Improvvisamente, dalle finestre del municipio, venne sparato un colpo da un
provocatore. Le guardie mobili bretoni, comandate da Le Bouëdec, iniziarono a
sparare sui dimostranti facendo disperdere la folla, mentre le guardie
nazionali reagivano.
Questo fu il
giorno in cui Louise
Michel prese le armi per la prima volta.
Rimasero
uccise una cinquantina di persone, tra le quali l'internazionalista Théodore
Sapia.
Alla sera, la
dimostrazione fallì. Il generale Joseph Vinoy, il generale Clément-Thomas,
che era appena stato nominato capo della Guardia
Nazionale, e Jules Ferry[1]
fecero arrestare 83 leader, tra cui Charles
Delescluze. Seguirono la chiusura di tutti i club, la
proibizione delle assemblee pubbliche e la chiusura di 17 giornali, tra i quali
Le Combat
e Le
Réveil.
Da quel momento in poi, il governo ebbe le mani libere per firmare la
capitolazione della capitale.
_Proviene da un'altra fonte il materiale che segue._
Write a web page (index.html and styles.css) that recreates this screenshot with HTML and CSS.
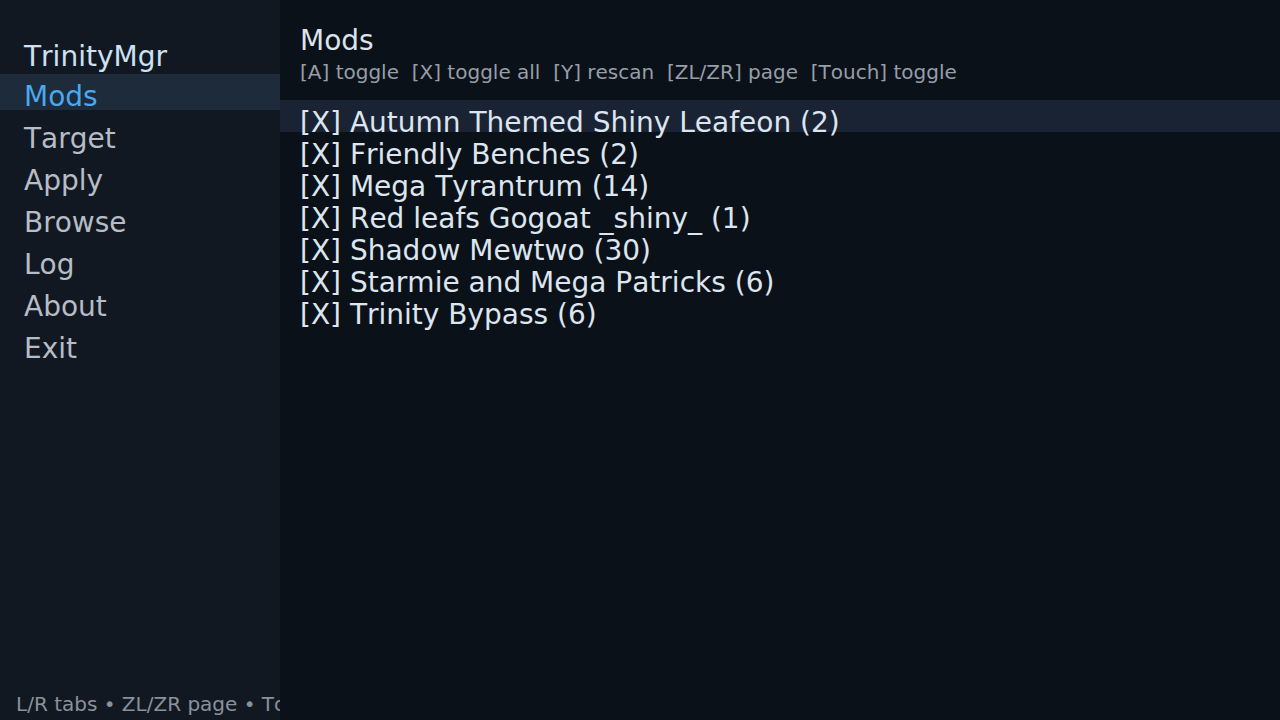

I negoziati avviati da Jules
Favre il 23 agosto con i tedeschi portarono alla firma dell'armistizio il
26 gennaio, che entrò in vigore due giorni dopo. La guerra
franco-prussiana era finita.
[1] Jules François Camille Ferry (Saint-Dié-des-Vosges,
5 aprile 1832 – Parigi, 17 marzo 1893) è stato un politico francese, oppositore
di Napoleone III e tra le più eminenti personalità del partito repubblicano
nella Terza Repubblica francese. Attraverso una serie di articoli denunciò le
speculazioni finanziarie operate dal barone Haussmann per il rinnovamento
urbanistico di Parigi. Grazie a questa sua iniziativa il barone venne
successivamente estromesso dai poteri concessi. D'altra parte egli stesso,
«avvocato squattrinato», divenuto sindaco di Parigi alla proclamazione della
Repubblica nel settembre 1870, «riuscì a spremersi un patrimonio dalla
carestia» della città assediata dai tedeschi.